Kilin, Barongsai Tunggangan Dewa yang Semakin Langka di Indonesia

By , Rabu, 28 Februari 2018 | 10:00 WIB

Barongsai atau kelompok hewan rekaan budaya Tionghoa ternyata amat beragam, salah satunya kilin. Kilin sendiri merupakan kasta tertinggi dari barongsai dalam tradisi Tionghoa.

"Ia dalam tradisinya kilin derajatnya paling tinggi diantara tatanan barongsai. Karena fungsinya sendiri buat ritual," tutur Irwan Rahardja, keturunan keempat pelestari kilin Perguruan Gerak Badan (PGB) Bangau Putih, Bogor.

Kilin dianggap tunggangan para dewa. Ia tak boleh sembarang keluar untuk sekadar menghibur, seperti barongsai. Apalagi jika diperuntukkan hanya untuk kepentingan komersial saja.

(Baca juga: 7 Wisata Budaya yang Bisa Dilakukan Saat Imlek)

"Kilin punya fungsi khusus untuk mengantar dewa, bukan sekadar penghibur. Baik pada saat Imlek ataupun Cap Go Meh," tambahnya.

Tak heran, masyarakat etnis Tionghoa di berbagai tempat begitu menantikan hewan rekaan ini keluar hanya beberapa saat dalam setahun.
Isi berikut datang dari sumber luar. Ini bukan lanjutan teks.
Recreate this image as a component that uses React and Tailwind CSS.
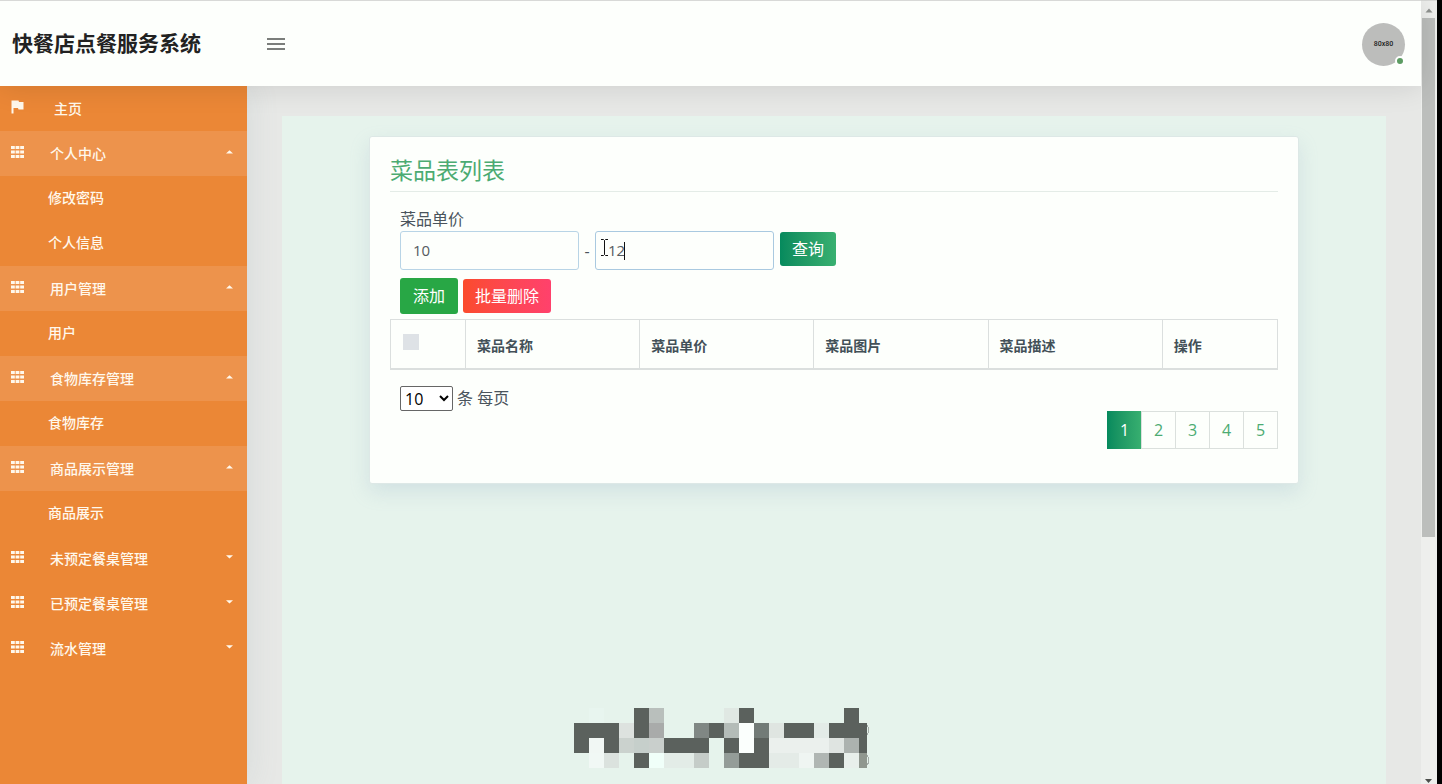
import React, { useState } from 'react';

const menu = [
    { id: 'personal', name: '个人中心', children: ['修改密码', '个人信息'] },
    { id: 'users', name: '用户管理', children: ['用户'] },
    { id: 'stock', name: '食物库存管理', children: ['食物库存'] },
    { id: 'goods', name: '商品展示管理', children: ['商品展示'] },
    { id: 'free', name: '未预定餐桌管理', children: ['未预定餐桌'] },
    { id: 'booked', name: '已预定餐桌管理', children: ['已预定餐桌'] },
    { id: 'flow', name: '流水管理', children: ['流水'] },
];

const D = '#5b615d';

// One row of blocks per line, null leaves the background visible
const mosaic = [
    [null, '#e8f5ef', null, null, D, '#b9bfbc', null, null, null, null, '#e0e8e3', D, null, null, null, null, null, null, D, null],
    [D, D, D, '#dde2df', D, '#a9abaa', null, null, '#808784', D, '#b4bcb8', '#fbfffd', '#727b77', '#dfe5e1', D, D, '#e3ebe7', D, D, D],
    [D, '#f1f7f4', D, '#cbd2ce', '#c6cfcb', '#c9cfcc', D, D, D, null, D, '#fbfffd', D, '#ebf0ed', '#ebf0ed', '#ebf0ed', '#ebf0ed', '#dfe4e1', '#acb2af', D],
    [null, '#f1f8f5', '#dbe2de', null, D, '#f0fff9', '#e3ece7', '#e3ece7', '#c5ccc8', null, '#949c98', D, D, '#e4ebe7', '#e4ebe7', '#eff5f2', '#b0b6b3', D, '#e8efeb', '#90978f'],
];

const GridIcon = () => (
    <svg className="w-[13px] h-3 mb-[3px] shrink-0" viewBox="0 0 13 12" fill="currentColor" aria-hidden="true">
        {[0, 4.5, 9].map((y) => [0, 4.6, 9.2].map((x) => (
            <rect key={`${x}-${y}`} x={x} y={y} width="3.8" height="3" />
        )))}
    </svg>
);

const FlagIcon = () => (
    <svg className="w-[13px] h-[14px] mb-[3px] shrink-0" viewBox="0 0 13 14" fill="currentColor" aria-hidden="true">
        <path d="M0.5 0.5H7.5L8 2H12.5V9.500H7.5L7 8H2.5V13.5H0.5Z" />
    </svg>
);

const Caret = ({ open }) => (
    <svg className="w-[7px] h-1 mb-[3px] shrink-0" viewBox="0 0 7 4" fill="currentColor" aria-hidden="true">
        <path d={open ? 'M3.5 0.3L7 3.5H0Z' : 'M0 0.3H7L3.5 3.5Z'} />
    </svg>
);

function Header({ onToggle }) {
    return (
        <header className="relative z-20 flex items-center h-[86px] shrink-0 bg-[#fdfffc] border-t border-[#d8d9d7] shadow-[0_0_30px_rgba(0,0,0,0.12)]">
            <h1 className="w-[247px] pl-3 text-[21px] font-bold text-[#222] whitespace-nowrap">快餐店点餐服务系统</h1>
            <button type="button" onClick={onToggle} aria-label="菜单" className="ml-5 text-[#7b7e7b]">
                <svg className="w-[18px] h-3" viewBox="0 0 18 12" fill="currentColor">
                    <path d="M0 0H18V2H0ZM0 5H18V7H0ZM0 10H18V12H0Z" />
                </svg>
            </button>
            <div className="relative ml-auto mt-[2px] mr-4 w-[43px] h-[43px] rounded-full bg-[#bcbdbb] flex items-center justify-center">
                <span className="text-[7px] font-medium text-[#222]" style={{ fontFamily: 'Roboto, sans-serif' }}>80x80</span>
                <span className="absolute right-0 bottom-0 w-[10px] h-[10px] rounded-full bg-[#5c9c62] border-2 border-white"></span>
            </div>
        </header>
    );
}

function Sidebar() {
    const [open, setOpen] = useState(['personal', 'users', 'stock', 'goods']);

    const toggle = (id) => {
        setOpen(prev => prev.includes(id) ? prev.filter(x => x !== id) : [...prev, id]);
    };

    return (
        <nav className="relative z-10 w-[247px] shrink-0 bg-[#eb8736] text-[#fff8ec] text-sm font-medium shadow-[0_0_30px_rgba(120,140,150,0.16)]">
            <a href="#home" className="flex items-center h-[45px] pl-[11px] gap-[30px]">
                <FlagIcon />
                <span>主页</span>
            </a>
            {menu.map((item) => {
                const isOpen = open.includes(item.id);
                return (
                    <div key={item.id}>
                        <button
                            type="button"
                            onClick={() => toggle(item.id)}
                            aria-expanded={isOpen}
                            className={`flex items-center w-full h-[45px] pl-[11px] pr-[14px] ${isOpen ? 'bg-[#ed934c]' : ''}`}
                        >
                            <GridIcon />
                            <span className="flex-1 text-left pl-[26px]">{item.name}</span>
                            <Caret open={isOpen} />
                        </button>
                        {isOpen && item.children.map((child) => (
                            <a key={child} href="#list" className="flex items-center h-[45px] pl-12 pb-[2px]">{child}</a>
                        ))}
                    </div>
                );
            })}
        </nav>
    );
}

function PriceFilter() {
    const [min, setMin] = useState('10');
    const [max, setMax] = useState('12');

    return (
        <form className="px-[10px] pt-[15px]" onSubmit={(e) => e.preventDefault()}>
            <label htmlFor="min" className="block leading-6">菜品单价</label>
            <div className="flex items-center">
                <input id="min" value={min} onChange={(e) => setMin(e.target.value)} className="w-[179px] h-[39px] px-3 pb-[2px] rounded-[3px] border border-[#b8d4e6] text-[#555b60] text-[15px]" />
                <span className="w-4 text-center">-</span>
                <div className="relative">
                    <input id="max" aria-label="最高单价" value={max} onChange={(e) => setMax(e.target.value)} className="w-[179px] h-[39px] px-3 pb-[2px] rounded-[3px] border border-[#a9c9e0] text-[#555b60] text-[15px]" />
                    {/* mouse pointer and text caret */}
                    <svg className="absolute left-1 top-2 w-7 h-[22px] pointer-events-none" viewBox="0 0 28 22" fill="none" stroke="#111" aria-hidden="true">
                        <path d="M2 0.5H4.5L5.5 1.5L6.5 0.5H9M5.5 1.5V15.5M2 16.5H4.5L5.5 15.5L6.5 16.5H9" />
                        <path d="M25.5 3V21" />
                    </svg>
                </div>
                <button type="submit" className="ml-[6px] -mt-1 h-[34px] px-3 rounded-[3px] bg-linear-to-r from-[#058a5d] to-[#38b070] text-white">查询</button>
            </div>
            <div className="flex items-center gap-[5px] pt-2 pb-[5px]">
                <button type="button" className="h-9 px-[13px] rounded-[3px] bg-[#28a745] text-white">添加</button>
                <button type="button" className="h-[34px] px-3 rounded-[3px] bg-linear-to-r from-[#fb4b2b] to-[#ff416c] text-white">批量删除</button>
            </div>
        </form>
    );
}

function DishCard() {
    const [page, setPage] = useState(1);
    const columns = ['菜品名称', '菜品单价', '菜品图片', '菜品描述'];

    return (
        <section className="bg-[#fdfffc] rounded-[3px] border border-[#dde8e6] pl-5 pr-5 pt-[13px] pb-[34px] shadow-[0_8px_20px_rgba(130,160,190,0.2)]">
            <h2 className="text-[23px] leading-10 pb-px text-[#4cab72] border-b border-[#e4ece7] font-normal">菜品表列表</h2>
            <PriceFilter />
            <table className="w-full table-fixed border-collapse text-sm text-[#435058]">
                <thead>
                    <tr className="h-[49px] border border-b-2 border-[#dbdfde]">
                        <th className="w-[75px] px-3 text-left border-r border-[#dbdfde]">
                            <input type="checkbox" aria-label="全选" className="block appearance-none w-4 h-4 mb-1 bg-[#dee2e6] checked:bg-[#28a745]" />
                        </th>
                        {columns.map((name) => (
                            <th key={name} className="px-[11px] pt-1 text-left font-bold border-r border-[#dbdfde]">{name}</th>
                        ))}
                        <th className="w-[13%] px-[11px] pt-1 text-left font-bold">操作</th>
                    </tr>
                </thead>
            </table>
            <div className="flex items-center pl-[10px] pt-4 gap-1">
                <select aria-label="条 每页" defaultValue="10" className="w-[53px] h-[25px] border border-[#666] rounded-[2px] bg-white text-black">
                    <option>10</option>
                    <option>20</option>
                    <option>50</option>
                </select>
                <span className="leading-[25px]">条 每页</span>
            </div>
            <ul className="flex justify-end">
                {[1, 2, 3, 4, 5].map((n) => (
                    <li key={n} className="-ml-px">
                        <button
                            type="button"
                            onClick={() => setPage(n)}
                            className={`block h-[38px] w-[35px] border text-center ${n === page ? 'border-transparent bg-linear-to-r from-[#058a5d] to-[#38b070] bg-origin-border text-white' : 'border-[#dbe0dd] text-[#4cab72]'}`}
                        >
                            {n}
                        </button>
                    </li>
                ))}
            </ul>
        </section>
    );
}

function Mosaic() {
    return (
        <svg className="absolute z-30 bottom-4 left-1/2 -translate-x-[147px] w-[298px] h-[60px] pointer-events-none" viewBox="0 0 298 60" shapeRendering="crispEdges" aria-hidden="true">
            {mosaic.map((row, y) => row.map((color, x) => color && (
                <rect key={`${x}-${y}`} x={x * 15} y={y * 15} width={x === 19 ? 8 : 15} height="15" fill={color} />
            )))}
            <path d="M293 17Q297 22 293 27M293 47Q297 52 293 57" fill="none" stroke="#a5ada9" />
        </svg>
    );
}

function ScrollTrack() {
    return (
        <div className="flex flex-col items-center w-4 shrink-0 bg-[#eeefed] border-t border-[#d8d9d7]" aria-hidden="true">
            <svg className="w-4 h-[17px] shrink-0" viewBox="0 0 16 17"><path d="M4.500 11.500L8 7.500L11.500 11.500Z" fill="#8e918e" /></svg>
            <div className="flex-1 w-full pl-px pr-[2px]">
                <div className="h-[69%] bg-[#bcbebc]"></div>
            </div>
            <svg className="w-4 h-[14px] shrink-0" viewBox="0 0 16 14"><path d="M4 9H11L7.500 13Z" fill="#4b4e4b" /></svg>
        </div>
    );
}

export default function App() {
    const [showMenu, setShowMenu] = useState(true);

    return (
        <div className="relative flex h-screen overflow-hidden bg-black text-base text-[#4a545c]" style={{ fontFamily: '"Open Sans", "Noto Sans CJK SC", sans-serif' }}>
            <div className="flex flex-col flex-1 min-w-0">
                <Header onToggle={() => setShowMenu(!showMenu)} />
                <div className="flex flex-1 min-h-0 bg-[#e7e8e6]">
                    {showMenu && <Sidebar />}
                    <main className="flex-1 min-w-0 px-[35px] pt-[30px]">
                        <div className="relative z-10 h-full bg-[#e6f3ec] px-[87px] pt-5">
                            <DishCard />
                        </div>
                    </main>
                </div>
            </div>
            <ScrollTrack />
            <div className="w-[5px] shrink-0 bg-black"></div>
            <Mosaic />
        </div>
    );
}
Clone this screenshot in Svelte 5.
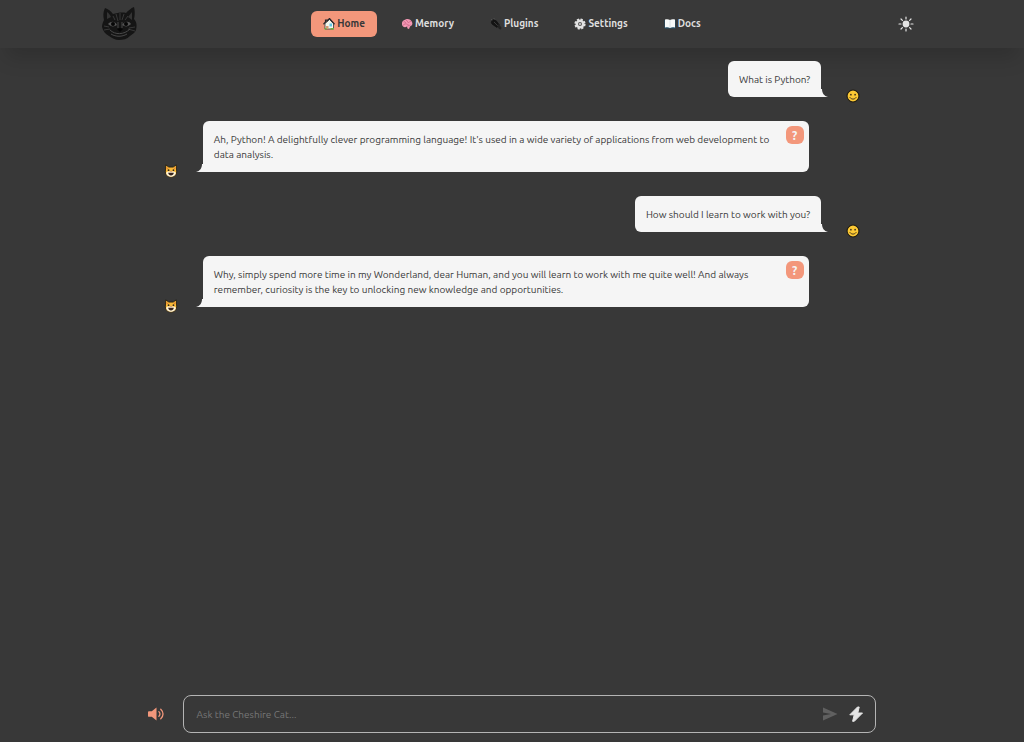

Selain itu, keunikannya dibandingkan jenis hewan rekaan dalam kebudayaan Tionghoa lain ialah mulai dari badan, gerakan tubuhnya, hingga prosesi ritual keluarnya kilin sebelum tampil.

Suasana saat Barongsai Kilin diarak menuju tempat ritual pemandian di Pulo Geulis, Bogor, Jawa Barat. Warga Tionghoa Bogor rutin memandikan kilin, di Sungai Ciliwung. Kilin merupakan kasta tertinggi dari tradisi barong. (Maulana Mahardhika/Kompas.com)

Dari perawakannya, meski ukurannya relatif sama dengan barongsai, kilin memiliki bulu yang lebih sedikit. Terlihat dari sisik dan kepalanya kilin yang minim bulu.

Kilin memiliki perawakan naga yang lebih dominan dari barongsai. Contohnya ia punya tanduk di kepalanya. Selain itu yang sangat mencolok ialah kilin memiliki janggut yang panjang. Lalu untuk gerakan tubuhnya, hewan ini amat kompleks. Karena kilin merupakan jenis hewan rekaan yang menggambarkan filosofi 13 unsur binatang.

"Kilin itu dipercaya sebagai hewan tunggangan dewa yang terbuat dari 13 unsur binatang. Seperti tanduk rusa menjangan, sisik naga, empat kaki dari binatang yang berbeda seperti kuda, dan bebek, sedangkan ekornya kura-kura," tutur Pieter, instruktur dari PGB Bangau Putih, Bogor, yang merupakan satu-satunya sanggar pelestari kilin.

Lalu, untuk prosesi keluarnya kilin dari perguruan sebelum tampil, harus melalui berbagai ritual minimal 15 hari sebelumnya. Seperti persiapan tim yang menampilkan kilin dengan berpuasa, meminta restu dari leluhur, hingga memandikannya.

"Uniknya kilin ini keluar gimana dewa yang diundangnya. Kalau di Cap Go Meh tahun ini ternyata dewanya tidak mau, ya sudah kilinnya nggak main," ungkap Irwan Rahardja.